I LOVE this project - big bang with a little detail. Way to go! And you could use these metal aglets for other projects - like all the grommeta-and-lace-up trends that are out there. Thank you for posting! If I use this metal aglet in any of my projects for video, I will be sure to credit you as to where I found the idea with a link back to this project.

Great, I appreciate that.

Thanks for the nice comment!

Very cool! I love it. I always have soem scraps left from pretty fabric that I want to make yet more stuff with, but there isn't enough left for anything large. This is a great option!

I totally agree! The pink ones I made for the instructable were made from such a scrap!

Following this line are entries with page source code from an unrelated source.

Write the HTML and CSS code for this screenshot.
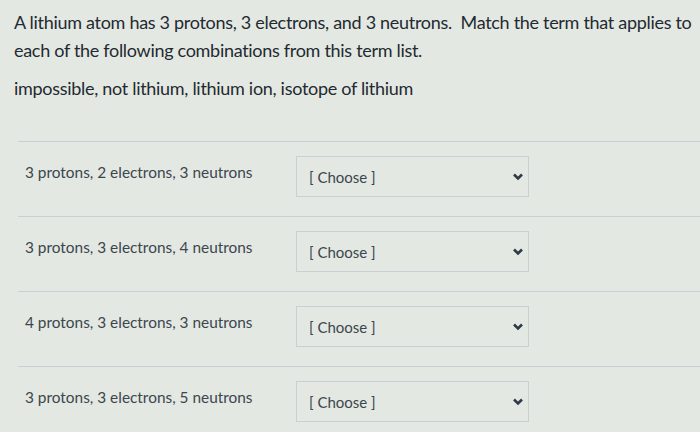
FILE: index.html
```html
<!DOCTYPE html>
<html>
<head>
<meta charset="utf-8">
<link rel="stylesheet" href="styles.css">
</head>
<body>
<div class="page">
  <div class="question">
    <p class="q-text">A lithium atom has 3 protons, 3 electrons, and 3 neutrons.&nbsp; Match the term that applies to each of the following combinations from this term list.</p>
    <p class="q-text terms">impossible, not lithium, lithium ion, isotope of lithium</p>
  </div>
  <div class="rows">
    <div class="row">
      <div class="label">3 protons, 2 electrons, 3 neutrons</div>
      <div class="select"><span>[ Choose ]</span><svg class="chev" viewBox="0 0 12 9" width="12" height="9"><path d="M2 2.5 L6 6.5 L10 2.5" fill="none" stroke="#2d3b45" stroke-width="2.6"/></svg></div>
    </div>
    <div class="row">
      <div class="label">3 protons, 3 electrons, 4 neutrons</div>
      <div class="select"><span>[ Choose ]</span><svg class="chev" viewBox="0 0 12 9" width="12" height="9"><path d="M2 2.5 L6 6.5 L10 2.5" fill="none" stroke="#2d3b45" stroke-width="2.6"/></svg></div>
    </div>
    <div class="row">
      <div class="label">4 protons, 3 electrons, 3 neutrons</div>
      <div class="select"><span>[ Choose ]</span><svg class="chev" viewBox="0 0 12 9" width="12" height="9"><path d="M2 2.5 L6 6.5 L10 2.5" fill="none" stroke="#2d3b45" stroke-width="2.6"/></svg></div>
    </div>
    <div class="row">
      <div class="label">3 protons, 3 electrons, 5 neutrons</div>
      <div class="select"><span>[ Choose ]</span><svg class="chev" viewBox="0 0 12 9" width="12" height="9"><path d="M2 2.5 L6 6.5 L10 2.5" fill="none" stroke="#2d3b45" stroke-width="2.6"/></svg></div>
    </div>
  </div>
</div>
</body>
</html>
```

FILE: styles.css
```css
html, body {
  margin: 0;
  padding: 0;
  background: #e4e8e3;
}
body {
  width: 700px;
  height: 432px;
  overflow: hidden;
  font-family: Lato, "Open Sans", sans-serif;
  color: #2d3b45;
}
.page {
  padding-top: 8px;
}
.question {
  padding-left: 14px;
}
.q-text {
  margin: 0;
  font-size: 18px;
  line-height: 28px;
  letter-spacing: -0.3px;
  color: #1f2a31;
}
.terms {
  margin-top: 10px;
}
.rows {
  margin-top: 39px;
  margin-left: 18px;
}
.row {
  display: flex;
  align-items: flex-start;
  height: 74px;
  border-top: 1px solid #c9cfd2;
}
.label {
  width: 271px;
  padding-left: 7px;
  padding-top: 20px;
  font-size: 15.4px;
  line-height: 20px;
  color: #3b464d;
}
.select {
  margin-top: 14px;
  width: 233px;
  height: 41px;
  border: 1px solid #c9cfd2;
  display: flex;
  align-items: center;
  justify-content: space-between;
  padding: 0 4px 0 12px;
  box-sizing: border-box;
  font-size: 15px;
  color: #3b464d;
}
.select span {
  padding-top: 1px;
}
.chev {
  display: block;
}
```
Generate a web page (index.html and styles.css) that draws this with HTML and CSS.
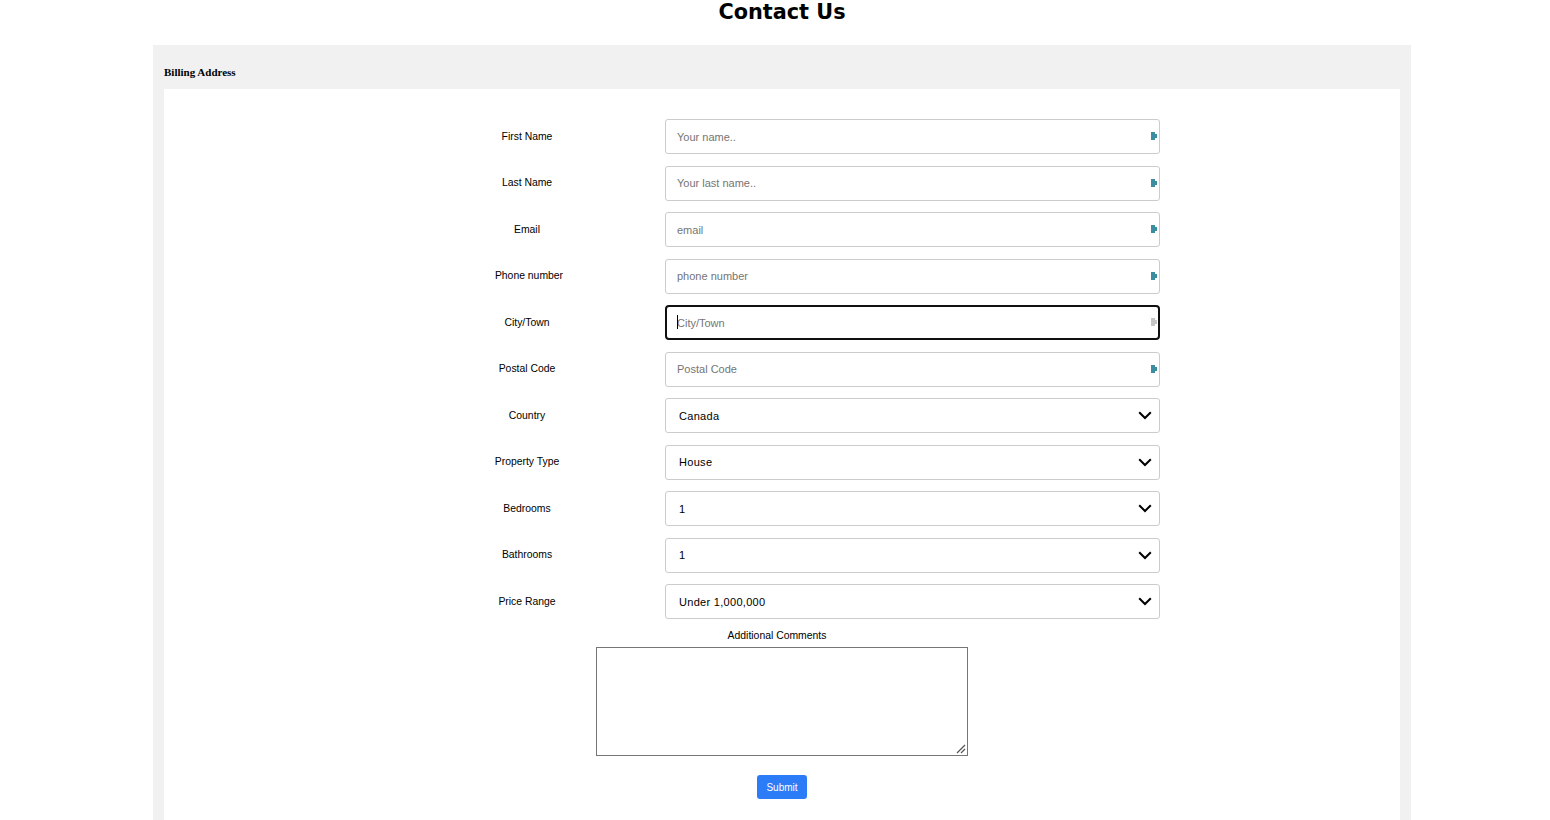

Wonderfully Useful. Thanks so much

You're welcome. : )

Great idea and a clear, well-thought-out Instructable! I'm going to try this! I especially love your two-pin binding-maker set-up.

The stitches will take a lot of wear. Use strong thread.

If you are good enough with a sewing machine, you can add interest by using a heavy coat thread of a different colour.

I was surprised to see that you can buy eyots (the metal ends) separately. This alone was worth the read, as I often wear out eyots before the lace is done.

This also allows the use of various kinds of cord for shoe laces. E.g. Venetian blind cord, or sash cord, dyed interesting colours.

I have used some of my laces for well over a year and I didn't experience any tears even though I used regular thread. So I don't think you need extra strong thread. I wouldn't use cheap thread either, just every day regular thread.